In 1974, I was a 13-year-old Tejano being raised by nuns in Laredo. I was starved for anything (and I mean anything, not for nothing did I write the book on Speedy Gonzales) even slightly Mexican in pop culture. So imagine my joy when in September of that year, Chico and the Man, starring Freddie Prinze, loud, proud, and funny Boriqua genius playing a West Coast Chicano mechanic in a garage with a mean old racist played by Jack Albertson, debuted on NBC.

But… a puertoriqueño (worse, a mixed-race American of German and Puerto Rican descent) passing as a Chicano from East LA? Holy Latinx, Batman!

Those that despise Latinx do so for the same reason the Nixon-era “Hispanic” moniker rankles — because there are more differences than similarities when it comes to the histories, languages and cultures of Hispano/Latinos in the Americas. (I say we let folks — or folx or gente — call themselves what they want.) Anyway, for 13-year-old me the show was a revelation, a respite from the gringolandia that played out on TV every night even in my 99% Mexican and Mexican-American city.

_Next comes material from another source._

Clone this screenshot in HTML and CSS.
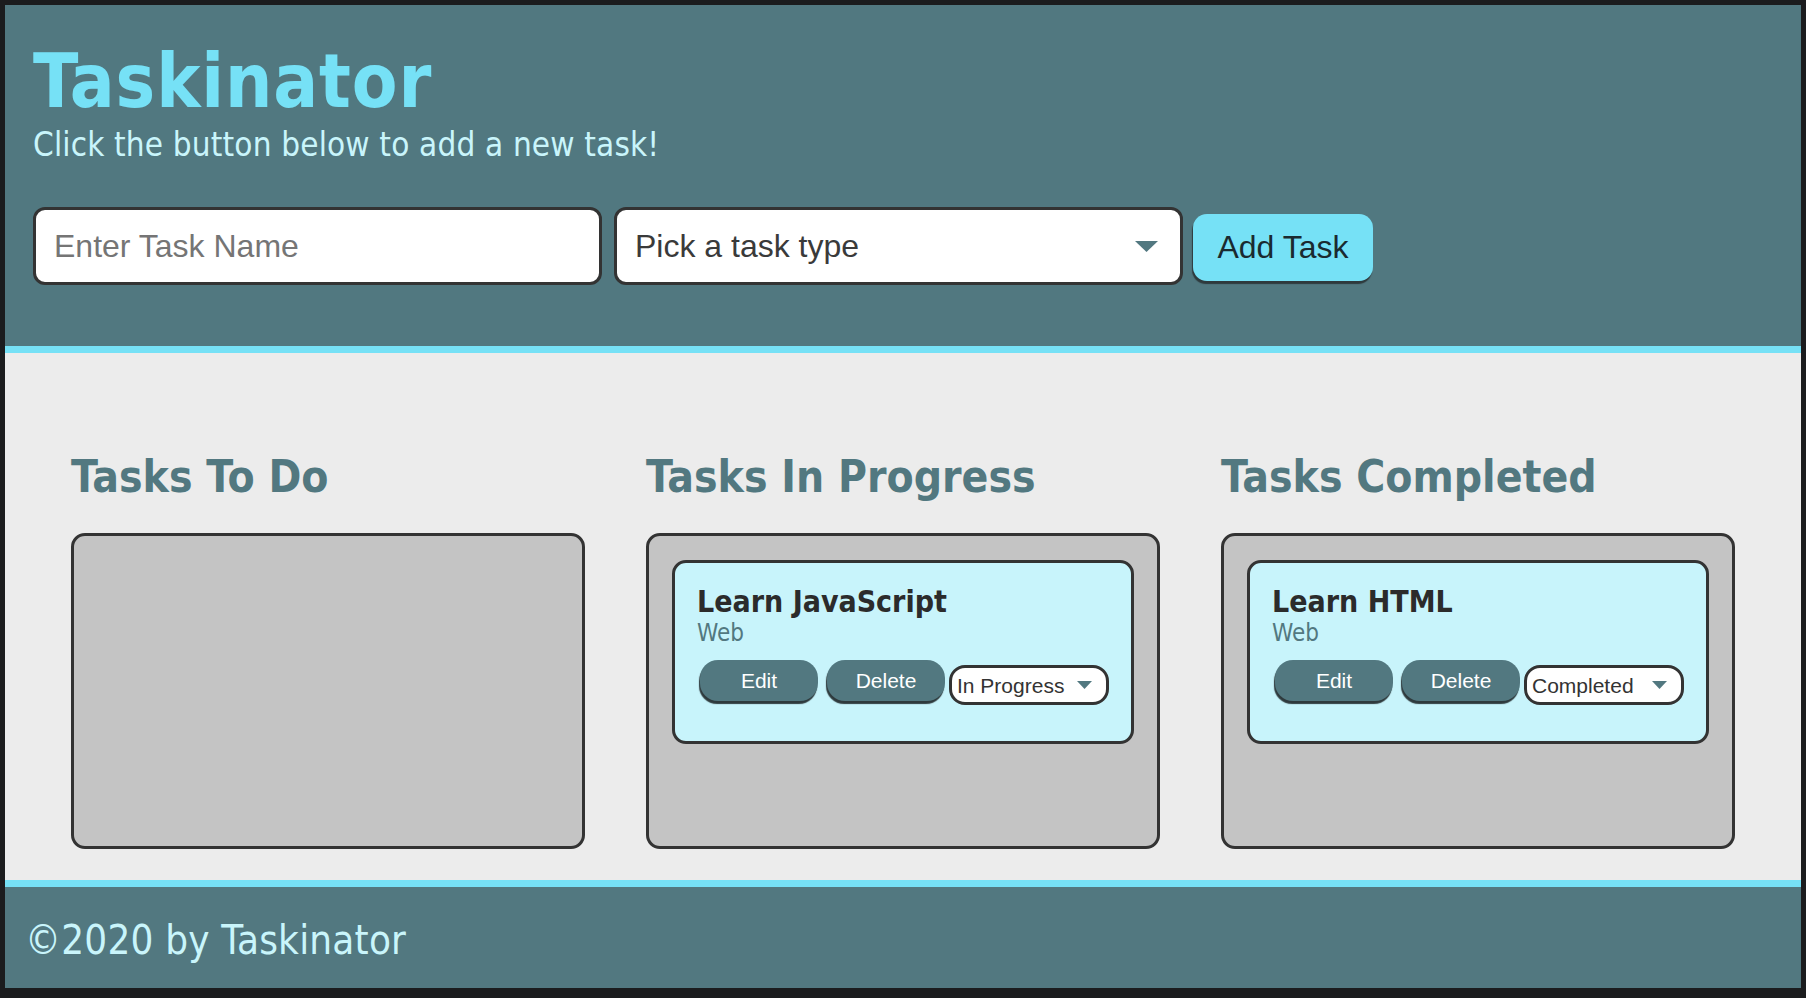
FILE: index.html
```html
<!DOCTYPE html>
<html lang="en">
<head>
<meta charset="utf-8">
<title>Taskinator</title>
<link rel="stylesheet" href="styles.css">
</head>
<body>
<header class="header">
  <h1 class="title">Taskinator</h1>
  <p class="subtitle">Click the button below to add a new task!</p>
  <form class="task-form">
    <input class="text-input" type="text" placeholder="Enter Task Name">
    <div class="select-wrap">
      <select class="type-select">
        <option>Pick a task type</option>
        <option>Web</option>
        <option>Mobile</option>
        <option>Print</option>
      </select>
      <svg class="select-arrow" width="23" height="11" viewBox="0 0 23 11"><polygon points="0,0 23,0 11.5,11" fill="#527880"/></svg>
    </div>
    <button class="btn-add" type="button">Add Task</button>
  </form>
</header>

<main class="board">
  <section class="column">
    <h2 class="column-title">Tasks To Do</h2>
    <ul class="task-list"></ul>
  </section>
  <section class="column">
    <h2 class="column-title">Tasks In Progress</h2>
    <ul class="task-list">
      <li class="task-card">
        <h3 class="task-name">Learn JavaScript</h3>
        <span class="task-type">Web</span>
        <div class="task-actions">
          <button class="btn btn-edit" type="button">Edit</button>
          <button class="btn btn-delete" type="button">Delete</button>
          <div class="status-wrap">
            <select class="status-select">
              <option>In Progress</option>
              <option>To Do</option>
              <option>Completed</option>
            </select>
            <svg class="status-arrow" width="15" height="8" viewBox="0 0 15 8"><polygon points="0,0 15,0 7.5,8" fill="#527880"/></svg>
          </div>
        </div>
      </li>
    </ul>
  </section>
  <section class="column">
    <h2 class="column-title">Tasks Completed</h2>
    <ul class="task-list">
      <li class="task-card">
        <h3 class="task-name">Learn HTML</h3>
        <span class="task-type">Web</span>
        <div class="task-actions">
          <button class="btn btn-edit" type="button">Edit</button>
          <button class="btn btn-delete" type="button">Delete</button>
          <div class="status-wrap">
            <select class="status-select">
              <option>Completed</option>
              <option>To Do</option>
              <option>In Progress</option>
            </select>
            <svg class="status-arrow" width="15" height="8" viewBox="0 0 15 8"><polygon points="0,0 15,0 7.5,8" fill="#527880"/></svg>
          </div>
        </div>
      </li>
    </ul>
  </section>
</main>

<footer class="footer">
  <p class="copyright">&copy;2020 by Taskinator</p>
</footer>
</body>
</html>
```

FILE: styles.css
```css
html {
  background: #1b1c1e;
}

body {
  margin: 5px 5px 10px;
  font-family: "DejaVu Sans Condensed", "DejaVu Sans", Verdana, sans-serif;
  font-stretch: condensed;
}

.header {
  background: #517880;
  padding: 33px 28px 61px;
  border-bottom: 7px solid #76e1f6;
}

.title {
  margin: 0;
  font-size: 74px;
  line-height: 86px;
  font-weight: bold;
  letter-spacing: 0.9px;
  color: #76e1f6;
}

.subtitle {
  margin: 2px 0 0;
  font-size: 33px;
  line-height: 38px;
  letter-spacing: 0.15px;
  color: #c9f5fb;
}

.task-form {
  margin-top: 43px;
  display: flex;
  align-items: center;
}

.text-input,
.type-select {
  box-sizing: border-box;
  width: 569px;
  height: 78px;
  border: 3px solid #333;
  border-radius: 12px;
  background: #fff;
  padding: 0 18px;
  font-family: "Liberation Sans", Arial, sans-serif;
  font-stretch: normal;
  font-size: 32px;
  color: #333;
  outline: none;
}

.text-input::placeholder {
  color: #757575;
}

.select-wrap {
  position: relative;
  margin-left: 12px;
}

.type-select {
  display: block;
  -webkit-appearance: none;
  appearance: none;
  color: #3a3a3a;
}

.select-arrow {
  position: absolute;
  right: 25px;
  top: 34px;
  pointer-events: none;
}

.btn-add {
  margin-left: 10px;
  margin-top: 2px;
  width: 180px;
  height: 67px;
  border: none;
  border-radius: 14px;
  background: #76e1f6;
  color: #1a2a30;
  font-family: "Liberation Sans", Arial, sans-serif;
  font-stretch: normal;
  font-size: 32px;
  box-shadow: -1px 3px 1px #2e3a3d;
  padding: 0;
}

.board {
  background: #ececec;
  padding: 99px 66px 31px;
  display: grid;
  grid-template-columns: repeat(3, 1fr);
  column-gap: 61px;
}

.column-title {
  margin: 0 0 31px;
  font-size: 44px;
  line-height: 50px;
  font-weight: bold;
  color: #527880;
}

.task-list {
  box-sizing: border-box;
  height: 316px;
  margin: 0;
  list-style: none;
  border: 3px solid #333;
  border-radius: 14px;
  background: #c4c4c4;
  padding: 24px 23px;
}

.task-card {
  border: 3px solid #333;
  border-radius: 14px;
  background: #c8f4fb;
  padding: 21px 22px 36px;
}

.task-name {
  margin: 0;
  font-size: 30px;
  line-height: 35px;
  font-weight: bold;
  color: #2b2b2b;
}

.task-type {
  display: block;
  font-size: 24px;
  line-height: 28px;
  color: #527880;
}

.task-actions {
  margin-top: 13px;
  display: flex;
  align-items: flex-start;
}

.btn {
  width: 118px;
  height: 41px;
  border: none;
  border-radius: 18px;
  background: #527880;
  color: #fff;
  font-family: "Liberation Sans", Arial, sans-serif;
  font-stretch: normal;
  font-size: 21px;
  box-shadow: -1px 3px 1px #2e3a3d;
  padding: 0;
}

.btn-edit {
  margin-left: 3px;
}

.btn-delete {
  margin-left: 9px;
}

.status-wrap {
  position: relative;
  margin-left: 4px;
  margin-top: 5px;
}

.status-select {
  display: block;
  box-sizing: border-box;
  width: 160px;
  height: 40px;
  border: 3px solid #333;
  border-radius: 16px;
  background: #fff;
  padding: 0 0 0 5px;
  -webkit-appearance: none;
  appearance: none;
  font-family: "Liberation Sans", Arial, sans-serif;
  font-stretch: normal;
  font-size: 21px;
  color: #333;
  outline: none;
}

.status-arrow {
  position: absolute;
  right: 17px;
  top: 16px;
  pointer-events: none;
}

.footer {
  background: #527880;
  border-top: 7px solid #76e1f6;
  padding: 30px 20px 24px;
}

.copyright {
  margin: 0;
  font-size: 40px;
  line-height: 47px;
  letter-spacing: 0.2px;
  color: #c9f5fb;
}
```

Walker Percy’s “certification,” from his utterly under-rated The Moviegoer, holds that you don’t exist till you see your town or neighborhood on television. Freddie Prinze’s NYC-accented Spanish may have been an unsatisfactory substitute for the heavily accented Mexican English I heard growing up — yet to me, it was an existential salve, reminding me that I too existed… and that I just might have a future in this bizarre amalgam of people and cultures we call the “united” states.

When Prinze shot himself in 1977, to me it was the sudden and tragic end of a wellspring of existential reassurance. All of a sudden, there was one less “Mexican” to reassure me that I was still here.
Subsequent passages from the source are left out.